[Web page code records]

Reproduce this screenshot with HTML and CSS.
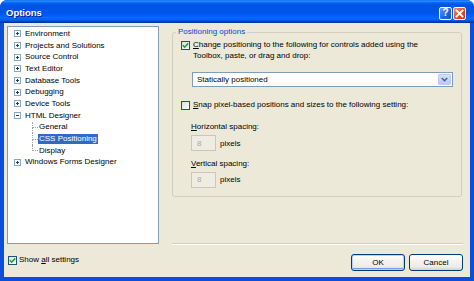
FILE: index.html
```html
<!DOCTYPE html>
<html>
<head>
<meta charset="utf-8">
<link rel="stylesheet" href="styles.css">
</head>
<body>
<div class="window">
  <div class="titlebar">
    <span class="title">Options</span>
    <div class="tb-buttons">
      <span class="tb-btn help">?</span>
      <span class="tb-btn close"><svg width="9" height="9" viewBox="0 0 9 9"><path d="M1.5 1.5 L7.5 7.5 M7.5 1.5 L1.5 7.5" stroke="#fff" stroke-width="1.8" stroke-linecap="square"/></svg></span>
    </div>
  </div>
  <div class="client">
    <div class="left">
      <div class="tree">
        <div class="node"><span class="exp"><svg width="7" height="7" viewBox="0 0 7 7"><rect x="0.5" y="0.5" width="6" height="6" fill="#fff" stroke="#8CA6C0"/><path d="M2 3.5H5M3.5 2V5" stroke="#1C3A6B"/></svg></span><span class="lbl">Environment</span></div>
        <div class="node"><span class="exp"><svg width="7" height="7" viewBox="0 0 7 7"><rect x="0.5" y="0.5" width="6" height="6" fill="#fff" stroke="#8CA6C0"/><path d="M2 3.5H5M3.5 2V5" stroke="#1C3A6B"/></svg></span><span class="lbl">Projects and Solutions</span></div>
        <div class="node"><span class="exp"><svg width="7" height="7" viewBox="0 0 7 7"><rect x="0.5" y="0.5" width="6" height="6" fill="#fff" stroke="#8CA6C0"/><path d="M2 3.5H5M3.5 2V5" stroke="#1C3A6B"/></svg></span><span class="lbl">Source Control</span></div>
        <div class="node"><span class="exp"><svg width="7" height="7" viewBox="0 0 7 7"><rect x="0.5" y="0.5" width="6" height="6" fill="#fff" stroke="#8CA6C0"/><path d="M2 3.5H5M3.5 2V5" stroke="#1C3A6B"/></svg></span><span class="lbl">Text Editor</span></div>
        <div class="node"><span class="exp"><svg width="7" height="7" viewBox="0 0 7 7"><rect x="0.5" y="0.5" width="6" height="6" fill="#fff" stroke="#8CA6C0"/><path d="M2 3.5H5M3.5 2V5" stroke="#1C3A6B"/></svg></span><span class="lbl">Database Tools</span></div>
        <div class="node"><span class="exp"><svg width="7" height="7" viewBox="0 0 7 7"><rect x="0.5" y="0.5" width="6" height="6" fill="#fff" stroke="#8CA6C0"/><path d="M2 3.5H5M3.5 2V5" stroke="#1C3A6B"/></svg></span><span class="lbl">Debugging</span></div>
        <div class="node"><span class="exp"><svg width="7" height="7" viewBox="0 0 7 7"><rect x="0.5" y="0.5" width="6" height="6" fill="#fff" stroke="#8CA6C0"/><path d="M2 3.5H5M3.5 2V5" stroke="#1C3A6B"/></svg></span><span class="lbl">Device Tools</span></div>
        <div class="node"><span class="exp"><svg width="7" height="7" viewBox="0 0 7 7"><rect x="0.5" y="0.5" width="6" height="6" fill="#fff" stroke="#8CA6C0"/><path d="M2 3.5H5" stroke="#1C3A6B"/></svg></span><span class="lbl">HTML Designer</span></div>
        <div class="node child"><span class="conn"><i class="up"></i><i class="down"></i></span><span class="lbl">General</span></div>
        <div class="node child"><span class="conn"><i class="up"></i><i class="down"></i></span><span class="lbl sel">CSS Positioning</span></div>
        <div class="node child last"><span class="conn"><i class="up"></i><i class="down"></i></span><span class="lbl">Display</span></div>
        <div class="node"><span class="exp"><svg width="7" height="7" viewBox="0 0 7 7"><rect x="0.5" y="0.5" width="6" height="6" fill="#fff" stroke="#8CA6C0"/><path d="M2 3.5H5M3.5 2V5" stroke="#1C3A6B"/></svg></span><span class="lbl">Windows Forms Designer</span></div>
      </div>
      <div class="chk-row show-all">
        <span class="cb"><svg width="7" height="7" viewBox="0 0 7 7"><path d="M0.8 3.2 L2.7 5.2 L6.2 1.4" fill="none" stroke="#21A121" stroke-width="1.6"/></svg></span>
        <span>Show <u>a</u>ll settings</span>
      </div>
    </div>
    <div class="right">
      <fieldset class="group">
        <legend>Positioning options</legend>
        <div class="chk-row opt1">
          <span class="cb"><svg width="7" height="7" viewBox="0 0 7 7"><path d="M0.8 3.2 L2.7 5.2 L6.2 1.4" fill="none" stroke="#21A121" stroke-width="1.6"/></svg></span>
          <span><u>C</u>hange positioning to the following for controls added using the<br>Toolbox, paste, or drag and drop:</span>
        </div>
        <div class="select">
          <span class="sel-text">Statically positioned</span>
          <span class="sel-arrow"><svg width="7" height="5" viewBox="0 0 7 5"><path d="M0.8 1 L3.5 3.7 L6.2 1" fill="none" stroke="#4D6185" stroke-width="1.6"/></svg></span>
        </div>
        <div class="chk-row opt2">
          <span class="cb empty"></span>
          <span><u>S</u>nap pixel-based positions and sizes to the following setting:</span>
        </div>
        <div class="field-label first"><u>H</u>orizontal spacing:</div>
        <div class="spin-row"><span class="num">8</span><span>pixels</span></div>
        <div class="field-label second"><u>V</u>ertical spacing:</div>
        <div class="spin-row second"><span class="num">8</span><span>pixels</span></div>
      </fieldset>
      <div class="sep"></div>
      <div class="buttons">
        <span class="btn default">OK</span>
        <span class="btn">Cancel</span>
      </div>
    </div>
  </div>
</div>
</body>
</html>
```

FILE: styles.css
```css
* { box-sizing: border-box; }
html, body { margin: 0; padding: 0; }
body {
  width: 474px;
  height: 281px;
  overflow: hidden;
  background: #fff;
  font-family: "Liberation Sans", Arial, sans-serif;
  font-size: 8px;
  color: #000;
}
.window {
  width: 474px;
  height: 281px;
  display: flex;
  flex-direction: column;
  background: #0A4FDB;
  border-radius: 7px 7px 0 0;
  overflow: hidden;
}
.titlebar {
  height: 23px;
  flex: none;
  display: flex;
  align-items: center;
  padding: 0 8px 0 6px;
  background: linear-gradient(to bottom, #0058EE 0%, #3593FF 4%, #288EFF 6%, #127DFF 8%, #036FFC 10%, #0262EE 14%, #0057E5 20%, #0054E3 24%, #0055EB 56%, #005BF5 66%, #026AFE 76%, #0062EF 86%, #0052D6 92%, #0040AB 94%, #003092 100%);
}
.title {
  color: #fff;
  font-weight: bold;
  font-size: 9.5px;
  text-shadow: 1px 1px 0 #0A1883;
  margin-top: 1px;
}
.tb-buttons {
  margin-left: auto;
  display: flex;
  gap: 1px;
  margin-top: 3px;
}
.tb-btn {
  width: 13px;
  height: 13px;
  border: 1px solid #fff;
  border-radius: 2px;
  display: flex;
  align-items: center;
  justify-content: center;
  color: #fff;
  font-weight: bold;
  font-size: 10px;
  line-height: 1;
}
.help { background: linear-gradient(135deg, #5C9BFF, #2160E6 60%, #1A4FCF); }
.close { background: linear-gradient(135deg, #F08A62, #E0481C 60%, #C5361A); }

.client {
  flex: 1;
  margin: 0 4px 4px 4px;
  background: #ECE9D8;
  display: flex;
  padding: 3px 7px 0 3px;
  gap: 13px;
}
.left { width: 152px; display: flex; flex-direction: column; }
.tree {
  height: 218px;
  background: #fff;
  border: 1px solid #7F9DB9;
  padding: 1px 0 0 0;
}
.node {
  height: 11.7px;
  display: flex;
  align-items: center;
  padding-left: 6px;
  white-space: nowrap;
}
.exp { width: 7px; height: 7px; display: flex; margin-right: 4px; }
.exp svg { display: block; }
.lbl { line-height: 10px; }
.node.child { padding-left: 24px; height: 11.7px; align-items: stretch; }
.node.child .lbl { align-self: center; padding: 0 1px; }
.conn { width: 6px; display: flex; flex-direction: column; }
.conn i { flex: 1; display: block; }
.conn .up { border-left: 1px dotted #A0A0A0; border-bottom: 1px dotted #A0A0A0; }
.conn .down { border-left: 1px dotted #A0A0A0; }
.last .conn .down { border-left: none; }
.lbl.sel { background: #316AC5; color: #fff; }

.chk-row { display: flex; align-items: flex-start; line-height: 10.5px; }
.cb {
  width: 9px;
  height: 9px;
  flex: none;
  border: 1px solid #1C5180;
  background: linear-gradient(135deg, #DCDCD7, #FFFFFF);
  display: flex;
  align-items: center;
  justify-content: center;
  margin-top: 1px;
  margin-right: 3px;
}
.cb svg { display: block; }
.show-all { margin-top: 11px; margin-left: 1px; align-items: center; }
.show-all .cb { margin-top: 0; margin-right: 2px; }

.right { width: 291px; display: flex; flex-direction: column; }
.group {
  margin: 1px 1px 0 0;
  padding: 0 0 0 8px;
  border: 1px solid #D0D0BF;
  border-radius: 3px;
  height: 170px;
  min-width: 0;
}
.group legend {
  color: #0046D5;
  line-height: 10px;
  padding: 0 2px;
  margin-left: -5px;
}
.opt1 { margin-top: 3px; }
.select {
  margin: 11px 0 0 11px;
  width: 261px;
  height: 15px;
  background: #fff;
  border: 1px solid #7F9DB9;
  display: flex;
  align-items: center;
  padding: 1px;
}
.sel-text { flex: 1; padding-left: 3px; }
.sel-arrow {
  width: 13px;
  height: 100%;
  border: 1px solid #BBCDF5;
  border-radius: 1px;
  background: linear-gradient(to bottom, #D4E0FC, #B6CAF6);
  display: flex;
  align-items: center;
  justify-content: center;
}
.opt2 { margin-top: 13px; }
.cb.empty { background: linear-gradient(135deg, #DCDCD7, #FFFFFF); }
.field-label { line-height: 10.5px; margin-left: 10px; }
.field-label.first { margin-top: 11px; }
.field-label.second { margin-top: 8px; }
.spin-row {
  margin: 3px 0 0 10px;
  display: flex;
  align-items: center;
  gap: 4px;
}
.spin-row.second { margin-top: 2px; }
.num {
  width: 25px;
  height: 16px;
  border: 1px solid #C9C7BA;
  background: #EFEDE2;
  color: #ACA899;
  padding-left: 5px;
  display: flex;
  align-items: center;
}
.sep {
  margin-top: 46px;
  height: 2px;
  border-top: 1px solid #D0D0BF;
  border-bottom: 1px solid #fff;
}
.buttons {
  margin-top: 9px;
  display: flex;
  justify-content: flex-end;
  gap: 4px;
}
.btn {
  width: 54px;
  height: 17px;
  border: 1px solid #003C74;
  border-radius: 3px;
  background: linear-gradient(to bottom, #FFFFFF, #F4F3EE 40%, #ECEBE6 80%, #D6D0C5);
  display: flex;
  align-items: center;
  justify-content: center;
}
.btn.default {
  box-shadow: inset 0 0 0 1px #B9D1F7, inset 0 -1px 0 1px #7C9AEB;
}
```
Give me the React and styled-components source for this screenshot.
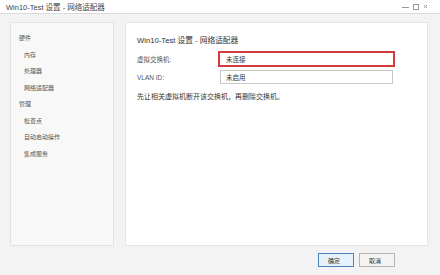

-- Your instructions --
Collect each line containing the string "this".

-- Reply to the exercise --
Reproduce this screenshot with HTML and CSS.
Give me the React and styled-components source for this screenshot.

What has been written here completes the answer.